The years before J’s diagnosis were less than ideal. J stopped wanting to travel or try anything new. She totally ignored my 50th birthday. She denied that our very old dog was routinely soiling our living room floor.

Publicly, we remained the ideal couple, feted and celebrated, and yet I sometimes fantasized about leaving.

We got the Alzheimer’s diagnosis and of course I stayed. I am glad I did. I learned so many lessons about love during the last 10 years.  That does not mean, however, that we should be placed on a pedestal.

Under Jewish law, mourners are supposed to tell the truth about the deceased and not exaggerate their praise.

Much about J was praise-worthy.  It is an exaggeration, however, to hold us up as a wildly successful partnership for all our 30-plus years.  I wish that outsiders could see the fullness of the relationship. There were hurts and losses and misunderstandings as well as joys and triumphs. J was wonderfully human, and our relationship was complicated, and ravaged by Alzheimer’s disease.  During our years together and now, it was sometimes tinged with pain and always filled with love.  At this stage of mourning, that is my truth.

Scenes of the first days without

The last three days have been a blur. The funeral. The first night of shiva. The interment. The second night of shiva.

And then the heartbreak of cleaning out J’s room yesterday. What to keep? What to discard? They are only things, but will they bring comfort later?

The stories bring comfort. J as a teacher, a neighbor, a friend. Her students loved her. They were not the only ones.

Then there was the dream on the first night. Our children and I and the extended family were in a meadow. J was a large yellow and black butterfly, fluttering among us. Has she completed her metamorphosis?

She is still with us. Last night lighting shabbas candles, I felt her there.

There is finally comfort in knowing that she is always with us — not the J at the end, but the one who made her grandmother’s yeast rolls with our son, wrote funny letters to our daughter at summer camp, and danced in the kitchen with me.

A Good Death

My last-living uncle died last month at 92. He exemplified the Greatest Generation. Drafted at age 19, he fought in the Battle of the Bulge. After the war, he finished his college degree and returned to the small town where he grew up to run the family hardware store. He was a large part of the glue that held his community together, and his family and town returned his devotion with love.

Most relevant to this blog, he died a good death, lucid to the end.

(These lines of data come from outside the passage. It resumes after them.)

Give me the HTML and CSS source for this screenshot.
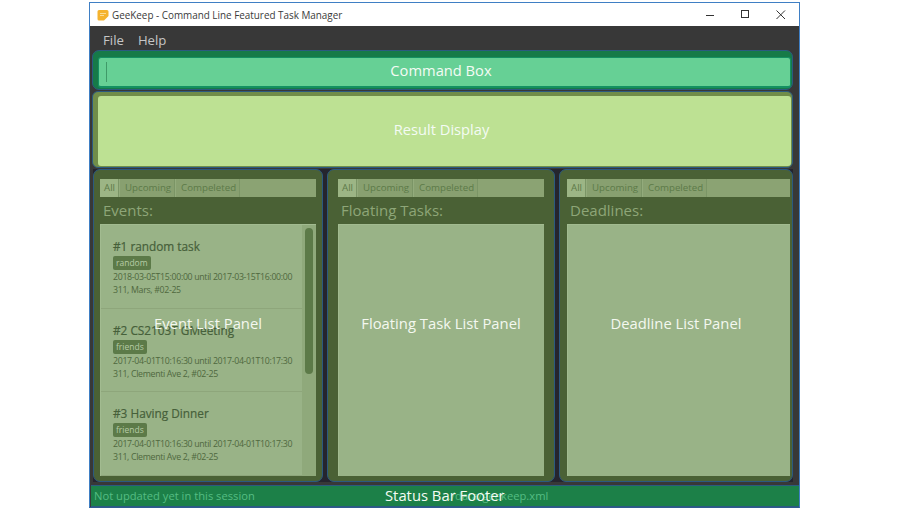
FILE: index.html
```html
<!DOCTYPE html>
<html lang="en">
<head>
<meta charset="utf-8">
<title>GeeKeep</title>
<link rel="stylesheet" href="styles.css">
</head>
<body>
<div class="window">
  <header class="titlebar">
    <svg class="app-icon" width="12" height="12" viewBox="0 0 12 12"><path d="M2 1h8a1.500 1.500 0 0 1 1.500 1.500V7L7 11.500H2A1.500 1.500 0 0 1 .5 10V2.500A1.500 1.500 0 0 1 2 1z" fill="#f5b32e"/><path d="M3 4.500h6M3 6.500h4" stroke="#fbdc93" stroke-width="1"/></svg>
    <span class="title-text">GeeKeep - Command Line Featured Task Manager</span>
    <div class="controls">
      <svg width="12" height="12" viewBox="0 0 12 12"><path d="M1 6.500h8" stroke="#333" stroke-width="1"/></svg>
      <svg width="12" height="12" viewBox="0 0 12 12"><rect x="1.500" y="1.500" width="7" height="7" fill="none" stroke="#333"/></svg>
      <svg width="12" height="12" viewBox="0 0 12 12"><path d="M1.500 1.500l8.500 8.500M10 1.500l-8.500 8.500" stroke="#333" stroke-width="1"/></svg>
    </div>
  </header>
  <nav class="menubar"><span>File</span><span>Help</span></nav>
  <section class="command-panel">
    <div class="command-box"><i class="caret"></i><span class="label">Command Box</span></div>
  </section>
  <section class="result-panel">
    <div class="result-box"><span class="label">Result Display</span></div>
  </section>
  <main class="columns">
    <section class="column col-events">
      <div class="tabs"><span class="tab">All</span><span class="tab">Upcoming</span><span class="tab">Compeleted</span></div>
      <h2 class="heading">Events:</h2>
      <div class="list">
        <div class="cards">
          <article class="card">
            <h3>#1 random task</h3>
            <span class="tag">random</span>
            <p>2018-03-05T15:00:00 until 2017-03-15T16:00:00</p>
            <p>311, Mars, #02-25</p>
          </article>
          <article class="card">
            <h3>#2 CS2103T GMeeting</h3>
            <span class="tag">friends</span>
            <p>2017-04-01T10:16:30 until 2017-04-01T10:17:30</p>
            <p>311, Clementi Ave 2, #02-25</p>
          </article>
          <article class="card">
            <h3>#3 Having Dinner</h3>
            <span class="tag">friends</span>
            <p>2017-04-01T10:16:30 until 2017-04-01T10:17:30</p>
            <p>311, Clementi Ave 2, #02-25</p>
          </article>
        </div>
        <div class="scrolltrack"><div class="thumb"></div></div>
      </div>
      <span class="overlay">Event List Panel</span>
    </section>
    <section class="column col-floating">
      <div class="tabs"><span class="tab">All</span><span class="tab">Upcoming</span><span class="tab">Compeleted</span></div>
      <h2 class="heading">Floating Tasks:</h2>
      <div class="list"></div>
      <span class="overlay">Floating Task List Panel</span>
    </section>
    <section class="column col-deadlines">
      <div class="tabs"><span class="tab">All</span><span class="tab">Upcoming</span><span class="tab">Compeleted</span></div>
      <h2 class="heading">Deadlines:</h2>
      <div class="list"></div>
      <span class="overlay">Deadline List Panel</span>
    </section>
  </main>
  <footer class="statusbar">
    <span class="status-left">Not updated yet in this session</span>
    <span class="status-right">./data/geekeep.xml</span>
    <span class="status-label">Status Bar Footer</span>
  </footer>
</div>
</body>
</html>
```
FILE: styles.css
```css
* { box-sizing: border-box; }
html, body { margin: 0; height: 100%; background: #fff; }
body { padding: 2px 0 4px 89px; font-family: "Open Sans", "Noto Sans", sans-serif; overflow: hidden; }
.window {
  width: 711px; height: 506px; background: #383838;
  border: 1px solid #3f7fc4; border-bottom-color: #2f5a8f;
  display: flex; flex-direction: column;
}
.titlebar {
  height: 23px; background: #fff; flex: none;
  display: flex; align-items: center; padding-left: 7px;
}
.app-icon { flex: none; margin-right: 3px; }
.title-text { font-size: 9.900px; color: #3a3a3a; white-space: nowrap; }
.controls { margin-left: auto; display: flex; gap: 23px; padding-right: 12px; }
.menubar {
  height: 24px; flex: none; display: flex; gap: 14px; padding: 5px 0 0 13px;
  font-size: 13.200px; line-height: 18px; color: #c6c6c6;
}
.command-panel {
  height: 40px; flex: none; margin: 0 6px 0 2px; padding: 6px 1px 1px 5px;
  background: #167a48; border: 1px solid #2b5a80; border-radius: 7px;
}
.command-box {
  height: 100%; background: #66d095; border: 1px solid #149062; border-width: 1px 1px 2px 1px; border-radius: 3px;
  display: flex; align-items: center; justify-content: center; position: relative; padding: 0 7px 5px 0;
}
.caret { position: absolute; left: 7px; top: 4px; bottom: 4px; width: 1px; background: #3f9a68; }
.label { color: #f4fbf4; font-size: 14.700px; }
.result-panel {
  height: 77px; flex: none; margin: 1px 6px 0 2px; padding: 4px 1px 1px 5px;
  background: #708d49; border: 1px solid #2b5a80; border-radius: 6px;
}
.result-box {
  height: 100%; background: #bde193; border-radius: 3px;
  display: flex; align-items: center; justify-content: center; padding: 0 6px 5px 0;
}
.columns {
  height: 313px; flex: none; margin: 1px 6px 0 3px; display: flex; gap: 4px; background: #25252e;
}
.column {
  position: relative; background: #4a6135; border: 1px solid #2b5a80; border-radius: 7px; flex: none;
  display: flex; flex-direction: column; padding-top: 9px; padding-bottom: 5px;
}
.col-events { width: 230px; padding-left: 6px; padding-right: 6px; }
.col-floating { width: 228px; padding-left: 10px; padding-right: 10px; }
.col-deadlines { width: 234px; padding-left: 7px; padding-right: 2px; }
.tabs {
  height: 18px; flex: none; display: flex; background: #8ba373;
  font-size: 9.700px; line-height: 18px; color: #5c7a48;
}
.tab { padding: 0 3px 0 5px; border-right: 1px solid #7b9566; border-left: 1px solid #93ab7c; background: #88a070; white-space: nowrap; }
.tab:first-child { background: #9cb585; padding: 0 3px 0 4px; border-left: 0; }
.heading {
  margin: 0; height: 27px; flex: none; font-size: 15px; font-weight: 400; line-height: 26px; color: #8ea678;
  padding-left: 3px;
}
.list {
  flex: 1; min-height: 0; display: flex; overflow: hidden; background: #99b387; border: 1px solid #a2bb90;
  border-width: 1px 0 0 1px;
}
.cards { flex: 1; min-width: 0; }
.card { height: 83.500px; padding: 13px 0 0 12px; border-bottom: 1px solid #8ea67b; color: #50683d; }
.card h3 { margin: 0; font-size: 11.800px; line-height: 16px; font-weight: 400; color: #46603a; -webkit-text-stroke: .2px #46603a; white-space: nowrap; }
.tag {
  display: block; width: fit-content; margin-top: 2px; padding: 0 3px; height: 14px; border-radius: 2px;
  background: #5c7a48; color: #b6cca6; font-size: 8.500px; line-height: 13px;
}
.card p { margin: 0; font-size: 8.800px; line-height: 13px; letter-spacing: -.33px; white-space: nowrap; color: #4f683e; }
.card .tag + p { margin-top: 1px; }
.scrolltrack { width: 14px; flex: none; background: #8fa97b; padding: 3px 3px 0 3px; }
.thumb { height: 146px; background: #5c7a48; border-radius: 4px; }
.overlay {
  position: absolute; left: 0; right: 0; top: 143px; text-align: center;
  font-size: 14.800px; line-height: 20px; color: #f4f8f0; white-space: nowrap;
}
.statusbar {
  position: relative; margin-top: 3px; height: 22px; flex: none; background: #1c8048;
  border: 1px solid #2b5a80; border-width: 1px 0; display: flex; align-items: center;
  font-size: 11.200px; color: #55bd83; margin-left: 1px; padding-bottom: 2px;
}
.status-left { margin-left: 3px; }
.status-right { position: absolute; left: 357px; top: 2px; }
.status-label { position: absolute; left: 294px; top: -1px; font-size: 14.800px; line-height: 20px; color: #f4fbf4; white-space: nowrap; }
```
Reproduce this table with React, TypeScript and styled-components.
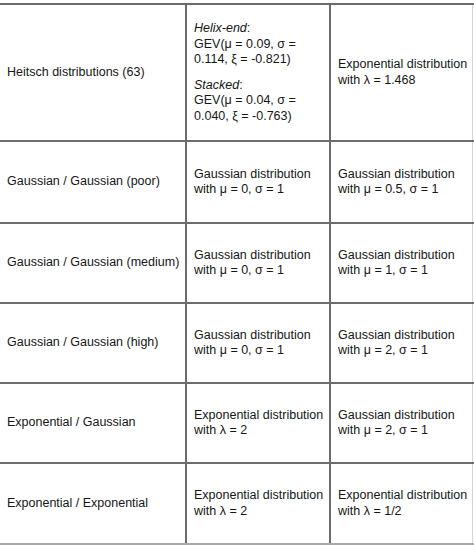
import React from "react";
import styled, { createGlobalStyle } from "styled-components";

const Global = createGlobalStyle`
  html, body { margin: 0; padding: 0; background: #ffffff; }
  body {
    font-family: "Liberation Sans", Arial, sans-serif;
    color: #161616;
  }
`;

const Table = styled.div`
  width: 474px;
  margin-top: 3px;
  border-top: 2px solid #6c6c6c;
`;

const Row = styled.div<{ $h: number; $last?: boolean }>`
  display: grid;
  grid-template-columns: 187px 144px 143px;
  height: ${(p) => p.$h}px;
  box-sizing: border-box;
  border-bottom: 2px solid ${(p) => (p.$last ? "#a8a8a8" : "#6c6c6c")};
`;

const Cell = styled.div<{ $end?: boolean }>`
  display: flex;
  flex-direction: column;
  justify-content: center;
  box-sizing: border-box;
  padding: 0 0 0 7px;
  border-right: ${(p) => (p.$end ? "1px solid #d4d4d4" : "2px solid #6c6c6c")};
  margin-right: ${(p) => (p.$end ? "1px" : "0")};
  font-size: 12.5px;
  line-height: 15.5px;
  white-space: nowrap;
`;

const Para = styled.div<{ $gap?: boolean }>`
  margin-top: ${(p) => (p.$gap ? "10px" : "0")};
`;

const Em = styled.i`
  font-style: italic;
`;

type RowData = {
  h: number;
  label: string;
  a: React.ReactNode;
  b: React.ReactNode;
};

const rows: RowData[] = [
  {
    h: 137,
    label: "Heitsch distributions (63)",
    a: (
      <>
        <Para>
          <Em>Helix-end</Em>:<br />
          GEV(μ = 0.09, σ =<br />
          0.114, ξ = -0.821)
        </Para>
        <Para $gap>
          <Em>Stacked</Em>:<br />
          GEV(μ = 0.04, σ =<br />
          0.040, ξ = -0.763)
        </Para>
      </>
    ),
    b: (
      <>
        Exponential distribution
        <br />
        with λ = 1.468
      </>
    ),
  },
  {
    h: 82,
    label: "Gaussian / Gaussian (poor)",
    a: (
      <>
        Gaussian distribution
        <br />
        with μ = 0, σ = 1
      </>
    ),
    b: (
      <>
        Gaussian distribution
        <br />
        with μ = 0.5, σ = 1
      </>
    ),
  },
  {
    h: 80,
    label: "Gaussian / Gaussian (medium)",
    a: (
      <>
        Gaussian distribution
        <br />
        with μ = 0, σ = 1
      </>
    ),
    b: (
      <>
        Gaussian distribution
        <br />
        with μ = 1, σ = 1
      </>
    ),
  },
  {
    h: 80,
    label: "Gaussian / Gaussian (high)",
    a: (
      <>
        Gaussian distribution
        <br />
        with μ = 0, σ = 1
      </>
    ),
    b: (
      <>
        Gaussian distribution
        <br />
        with μ = 2, σ = 1
      </>
    ),
  },
  {
    h: 80,
    label: "Exponential / Gaussian",
    a: (
      <>
        Exponential distribution
        <br />
        with λ = 2
      </>
    ),
    b: (
      <>
        Gaussian distribution
        <br />
        with μ = 2, σ = 1
      </>
    ),
  },
  {
    h: 81,
    label: "Exponential / Exponential",
    a: (
      <>
        Exponential distribution
        <br />
        with λ = 2
      </>
    ),
    b: (
      <>
        Exponential distribution
        <br />
        with λ = 1/2
      </>
    ),
  },
];

export default function App() {
  return (
    <>
      <Global />
      <Table>
        {rows.map((r, i) => (
          <Row key={i} $h={r.h} $last={i === rows.length - 1}>
            <Cell>{r.label}</Cell>
            <Cell>{r.a}</Cell>
            <Cell $end>{r.b}</Cell>
          </Row>
        ))}
      </Table>
    </>
  );
}
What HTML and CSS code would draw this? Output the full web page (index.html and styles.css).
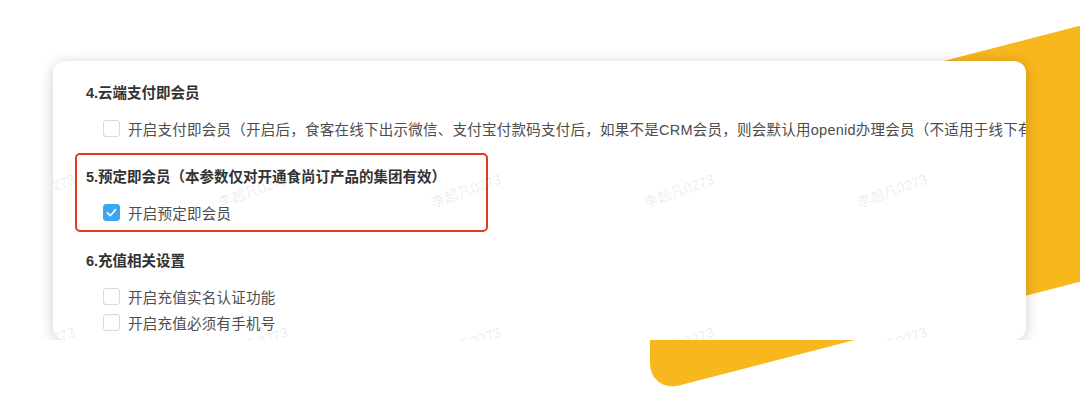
FILE: index.html
```html
<!DOCTYPE html>
<html lang="zh-CN">
<head>
    <meta charset="UTF-8">
    <meta name="viewport" content="width=device-width, initial-scale=1.0">
    <title>会员设置</title>
    <link rel="stylesheet" href="styles.css">
</head>
<body>
    <div class="backdrop"></div>

    <div class="page">
        <div class="card">
            <div class="section">
                <h3 class="section-title">4.云端支付即会员</h3>
                <label class="check-row">
                    <span class="checkbox"></span>
                    <span class="check-text">开启支付即会员（开启后，食客在线下出示微信、支付宝付款码支付后，如果不是CRM会员，则会默认用openid办理会员（不适用于线下有</span>
                </label>
            </div>

            <div class="section highlight">
                <h3 class="section-title">5.预定即会员（本参数仅对开通食尚订产品的集团有效）</h3>
                <label class="check-row">
                    <span class="checkbox checked">
                        <svg viewBox="0 0 16 16" width="13" height="13"><polyline points="3,8.5 6.5,12 13,4.5" fill="none" stroke="#fff" stroke-width="2" stroke-linecap="round" stroke-linejoin="round"/></svg>
                    </span>
                    <span class="check-text">开启预定即会员</span>
                </label>
            </div>

            <div class="section">
                <h3 class="section-title">6.充值相关设置</h3>
                <label class="check-row">
                    <span class="checkbox"></span>
                    <span class="check-text">开启充值实名认证功能</span>
                </label>
                <label class="check-row">
                    <span class="checkbox"></span>
                    <span class="check-text">开启充值必须有手机号</span>
                </label>
            </div>

            <!-- watermark layer -->
            <div class="watermarks">
                <span>李超凡0273</span><span>李超凡0273</span><span>李超凡0273</span><span>李超凡0273</span><span>李超凡0273</span>
                <span>李超凡0273</span><span>李超凡0273</span><span>李超凡0273</span><span>李超凡0273</span><span>李超凡0273</span>
            </div>
        </div>
    </div>
</body>
</html>
```

FILE: styles.css
```css
body {
    margin: 0;
    padding: 0;
    background-color: #fff;
    font-family: "Liberation Sans", "Noto Sans CJK SC", sans-serif;
    color: #333;
    overflow: hidden;
}
/* yellow slanted shape behind the card */
.backdrop {
    position: absolute;
    left: 650px;
    top: 137px;
    width: 600px;
    height: 256px;
    background-color: #f8b71d;
    border-bottom-left-radius: 30px;
    transform-origin: 0 0;
    transform: skewY(-14.5deg);
}
.page {
    position: relative;
    padding: 61px 0 0 53px;
}
.card {
    position: relative;
    width: 973px;
    height: 279px;
    box-sizing: border-box;
    padding: 22px 0 0 33px;
    background-color: #fff;
    border-radius: 12px;
    box-shadow: 0 2px 14px rgba(0, 0, 0, 0.2);
    overflow: hidden;
}
.section {
    margin-bottom: 26px;
}
.section-title {
    margin: 0 0 12px;
    font-size: 14.5px;
    font-weight: bold;
    line-height: 20px;
    color: #333;
}
.check-row {
    display: flex;
    align-items: center;
    height: 26px;
    padding-left: 17px;
    white-space: nowrap;
}
.checkbox {
    flex: none;
    display: flex;
    align-items: center;
    justify-content: center;
    width: 17px;
    height: 17px;
    box-sizing: border-box;
    border: 1px solid #d9d9d9;
    border-radius: 3px;
    background-color: #fff;
    margin-right: 8px;
}
.checkbox.checked {
    background-color: #3aa6ef;
    border-color: #3aa6ef;
}
.check-text {
    font-size: 14.5px;
    letter-spacing: 0.25px;
    color: #4d4d4d;
}
/* red annotation frame */
.highlight {
    position: relative;
}
.highlight::after {
    content: "";
    position: absolute;
    left: -11px;
    top: -14px;
    width: 413px;
    height: 79px;
    box-sizing: border-box;
    border: 2.5px solid #e23a1f;
    border-radius: 5px;
}
.watermarks {
    position: absolute;
    left: -120px;
    top: 52px;
    display: grid;
    grid-template-columns: repeat(5, 213px);
    grid-auto-rows: 153px;
    pointer-events: none;
}
.watermarks span {
    display: flex;
    align-items: center;
    justify-content: center;
    font-size: 14px;
    color: rgba(0, 0, 0, 0.09);
    transform: rotate(-20deg);
    white-space: nowrap;
}
```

I don’t begrudge him this. And I am happy that my mother, his sister, also possessed a clear mind to her final day, even requesting her last cup of coffee from my son.

Part of me, though, deeply regrets that my father was not accorded that dignity, and that J is long past the point where she will die as the same person who lived.

One of the most awful aspects of Alzheimer’s disease is that it robs the family of the afflicted person long after that person has any awareness of who she was.

Spending time with my extended family after my uncle’s death leaves me praying for good deaths for everyone close to me. It also reminds me that while many of us have little to no control over how we die (although that is changing), we have almost complete control over how we live.

I have been studying a Jewish mystical text, the Zohar, with a friend of mine for the last few years. We have no idea what we’re doing. We don’t read Hebrew and can’t begin to unpack the dense readings. But the teachings often still resonate. I recently read about Abraham’s kindness and generosity. The commentary concluded: “The spiritual principle here is that each time we do for others and those in need, we actually do it for ourselves. It’s a gift to be able to help others….”

My uncle lived this principle. I hope to take that gift from him and do my best to live a good life, hoping it will lead to a good death — many years from now.